Krivokapic reminded that the NATO bombing started on 24 March 1999 and that, as he stated, 40,000 soldiers were under the command of Belgrade while 40,000 policemen stood on the other side. “We entered into a dialogue, and within two days, under the bombs, primarily thanks to Svetozar Marovic and Pedja Bulatovic, we agreed on 9 points of the Resolution on Peace.” That resolution led to calming down the armed people,” Krivokapic said.
Bulatovic said that civil peace was preserved and the war was avoided. “All this happened – as some like to say – thanks to the citizens, which is true. The political parties and actors that made up this structure played their roles. I was leading the effort on behalf of the SNP while Marovic represented the DPS. The position of LSCG was rather important as they stated that they would unconditionally accept everything that the key parties would agree on. I disagree with LSCG’s political views, but their position was very important at the time. If we ended up having an agreement between only two key actors, that would not be enough, as more consent was needed. More importantly, the vast majority of MPs and parties favored the agreement, and we sent a message to the citizens. There were 100,000 armed citizens in Montenegro then, and it was enough to have 200 of those who wanted to start an incident, and we would end up having consequences that would be detrimental for Montenegro,” said Bulatovic.

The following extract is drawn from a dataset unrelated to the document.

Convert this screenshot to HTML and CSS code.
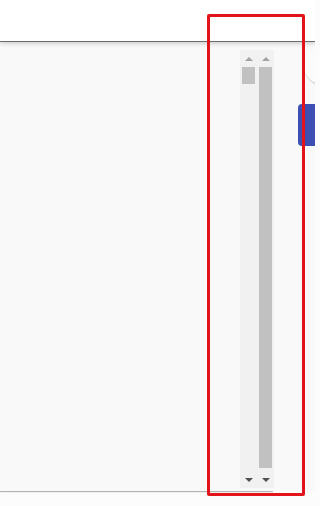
FILE: index.html
```html
<!DOCTYPE html>
<html>
<head>
<meta charset="utf-8">
<link rel="stylesheet" href="styles.css">
</head>
<body>
<div class="header"></div>
<div class="main">
  <div class="content"></div>
  <div class="scrolls">
    <div class="sb">
      <div class="arrow"><span class="tri up"></span></div>
      <div class="thumb small"></div>
      <div class="fill"></div>
      <div class="arrow"><span class="tri down"></span></div>
    </div>
    <div class="sb">
      <div class="arrow"><span class="tri up"></span></div>
      <div class="thumb big"></div>
      <div class="fill"></div>
      <div class="arrow"><span class="tri down"></span></div>
    </div>
  </div>
  <div class="side">
    <div class="circle"></div>
    <div class="blue"></div>
  </div>
</div>
<div class="footer"></div>
<div class="highlight"></div>
</body>
</html>
```
FILE: styles.css
```css
html, body {
  margin: 0;
  padding: 0;
}
body {
  width: 315px;
  height: 506px;
  overflow: hidden;
  position: relative;
  background: #fcfcfc;
  font-family: "Liberation Sans", Arial, sans-serif;
}
.header {
  height: 42px;
  box-sizing: border-box;
  background: #ffffff;
  border-bottom: 1px solid #6e6e6e;
  box-shadow: 0 1px 5px rgba(0, 0, 0, 0.22);
  position: relative;
  z-index: 1;
}
.main {
  display: flex;
  height: 449px;
  box-sizing: border-box;
  padding-top: 8px;
  background: #f9f9f9;
}
.content {
  flex: 0 0 240px;
}
.scrolls {
  display: flex;
  width: 34px;
  height: 438px;
  background: #f1f1f1;
}
.sb {
  width: 17px;
  display: flex;
  flex-direction: column;
}
.arrow {
  height: 17px;
  flex: 0 0 17px;
  display: flex;
  align-items: center;
  justify-content: center;
}
.tri {
  width: 0;
  height: 0;
  border-left: 4px solid transparent;
  border-right: 4px solid transparent;
}
.tri.up {
  border-bottom: 4px solid #a3a3a3;
}
.tri.down {
  border-top: 4px solid #505050;
}
.thumb {
  margin: 0 2px;
  background: #c1c1c1;
}
.thumb.small {
  height: 17px;
}
.thumb.big {
  height: 401px;
}
.fill {
  flex: 1;
}
.side {
  flex: 1;
  min-width: 0;
  position: relative;
  overflow: hidden;
  padding-left: 24px;
}
.circle {
  position: absolute;
  left: 30px;
  top: -2px;
  width: 36px;
  height: 36px;
  border-radius: 50%;
  background: #fbfbfb;
  box-shadow: 0 2px 2px -1px rgba(0, 0, 0, 0.22);
}
.blue {
  margin-top: 54px;
  width: 17px;
  height: 42px;
  border-radius: 4px 0 0 4px;
  background: #3d4fb3;
}
.footer {
  width: 273px;
  border-top: 1px solid #b2b2b2;
  box-shadow: 0 1px 1px rgba(0, 0, 0, 0.06);
}
.highlight {
  position: absolute;
  left: 207px;
  top: 14px;
  width: 98px;
  height: 482px;
  box-sizing: border-box;
  border: 3px solid #e3131b;
  border-radius: 2px;
  z-index: 5;
}
```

He added that the solution to the parliamentary majority crisis could always be sought in elections and that many members of the Government are racing to be received by some embassies. “We are under the influence of an external factor that, unfortunately, does not serve as a mediator for dialogue, but to realize own interest through political structures,” he said.

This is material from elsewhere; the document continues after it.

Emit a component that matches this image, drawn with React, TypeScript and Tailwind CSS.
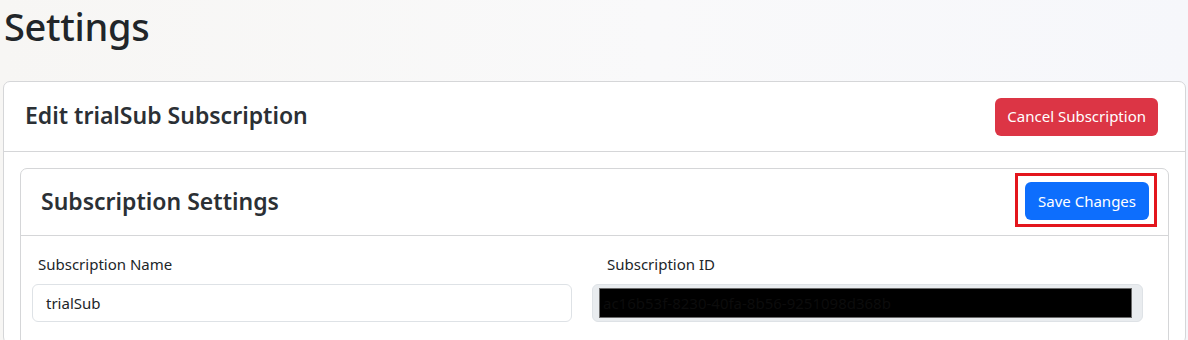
export default function App() {
  return (
    <div className="min-h-screen bg-[linear-gradient(90deg,#f7f6f4_0%,#f9f9fa_55%,#f6f7fb_100%)] text-[#212529] font-['Noto_Sans',sans-serif]">
      <h1 className="pl-[4px] pt-[2px] text-[38px] leading-[48px] font-medium tracking-[-0.3px]">Settings</h1>

      <div className="mt-[31px] ml-[3px] mr-[2px] rounded-[7px] border border-[#d5d6d8] bg-white">
        <div className="flex h-[70px] items-center justify-between border-b border-[#d5d6d8] pb-[3px] pl-[21px] pr-[27px]">
          <h4 className="text-[23px] font-semibold text-[#2b3035]">Edit trialSub Subscription</h4>
          <button className="mt-[3px] h-[38px] rounded-[6px] bg-[#dc3545] px-[12px] text-[15px] text-white">
            Cancel Subscription
          </button>
        </div>

        <div className="px-[16px] pt-[16px]">
          <div className="rounded-t-[7px] border border-[#d5d6d8] pb-[20px]">
            <div className="flex h-[67px] items-center justify-between border-b border-[#d5d6d8] pb-[2px] pl-[20px] pr-[19px]">
              <h3 className="text-[23px] font-semibold text-[#2b3035]">Subscription Settings</h3>
              <div className="relative">
                <span className="pointer-events-none absolute -left-[10px] -right-[8px] -top-[9px] -bottom-[7px] border-[3px] border-[#e3161d]" />
                <button className="h-[38px] rounded-[6px] bg-[#0d6efd] px-[13px] text-[15px] text-white">
                  Save Changes
                </button>
              </div>
            </div>

            <div className="grid grid-cols-[540px_551px] gap-x-[20px] pl-[11px] pt-[16px]">
              <div>
                <label className="block pl-[6px] text-[15px] leading-[24px]">Subscription Name</label>
                <div className="mt-[8px] flex h-[38px] items-center rounded-[6px] border border-[#dee2e6] bg-white px-[13px] text-[15px]">
                  trialSub
                </div>
              </div>
              <div>
                <label className="block pl-[15px] text-[15px] leading-[24px]">Subscription ID</label>
                <div className="mt-[8px] flex h-[38px] items-center rounded-[6px] border border-[#dee2e6] bg-[#e9ecef] pl-[6px] pr-[10px]">
                  <div className="flex h-[30px] flex-1 items-center border border-[#6b6b6b] bg-black pl-[3px] text-[15px] text-[#0c0c0c]">
                    ac16b53f-8230-40fa-8b56-9251098d368b
                  </div>
                </div>
              </div>
            </div>
          </div>
        </div>
      </div>
    </div>
  );
}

“The more they visit embassies, the more they learn about them, and that is not good for them. I am actually happy that they ran there,” Krivokapic replied.
When asked to comment on the rise of extremism in Montenegro and the role of the church in all this, Krivokapic said that all religious communities, in all parts of the world, were characterized as being inherently against the modern. “They cherish something that is not modern, that excludes freedom of thought, I dare say, that has dogma in it instead of freedom. There is no independent state without its own church. If there was no autocephalous church in the Constitution of 1904, we would now have to establish it as Ukraine did. The Church of Serbia has been working against Montenegro for 100 years. “I know that cultural monuments belonged to this country before the DPS illegally registered them as the property of the Church of Serbia,” he said, adding that “the Church of Serbia did not use the past 100 years to become the Church of Montenegro.”
“It has remained the Church of Serbia standing against what is called Montenegro, or to use an even worse wording – against non-Serbs in Montenegro,” he said.
Bulatovic said that “when the DPS decided at the party congress to form a party church and adopt the Law on Freedom of Religion, the SOC engaged in self-defense.” “That had a direct influence on the outcome of elections. The “Envelope” affair was the biggest blow that DPS suffered. Towards the end of the election campaign, the decisive votes for the parliamentary majority resulted from the involvement of the Serbian Orthodox Church in the election campaign that organized processions and issued public statements. We remain divided on the issue of mandates. On several occasions, we have said that the key decisions related to the appointment of the Prime Minister and the Deputy Prime Minister were influenced by (Metropolitan) Amfilohije in the first place, and that is something beyond any dispute. “Time will show whether it is good or not. I am of the opinion that the church should be separated from the state, not to influence the government… not this one, not any other,” Bulatovic said, adding that he did not think we had reached a stage of extremism, but that our institutions have been destroyed.
Bulatovic said that leadership is essential for resolving the crisis. “I ask the question of whether leaders in Montenegro today have the suffucient is capacity to act as leaders in resolving this situation. Everywhere in the world, the opposition should serve as the correcting factor of the government, yet who is the leader of the strongest opposition structure? Does he want to fix or rebuild what remains?” he said.
“I know that that he and Ranko had different motives to be in Cetinje on 4 and 5 September, as he dreamed that night that there could be a turn of events and come to power again,” said the DF’s Member of Parliament.
Krivokapic emphasized that, in his opinion, elections remain the best solution. “Elections will bring a solution, provide new legitimacies or restore the previous ones. The DPS cannot return to power alone,” he concluded.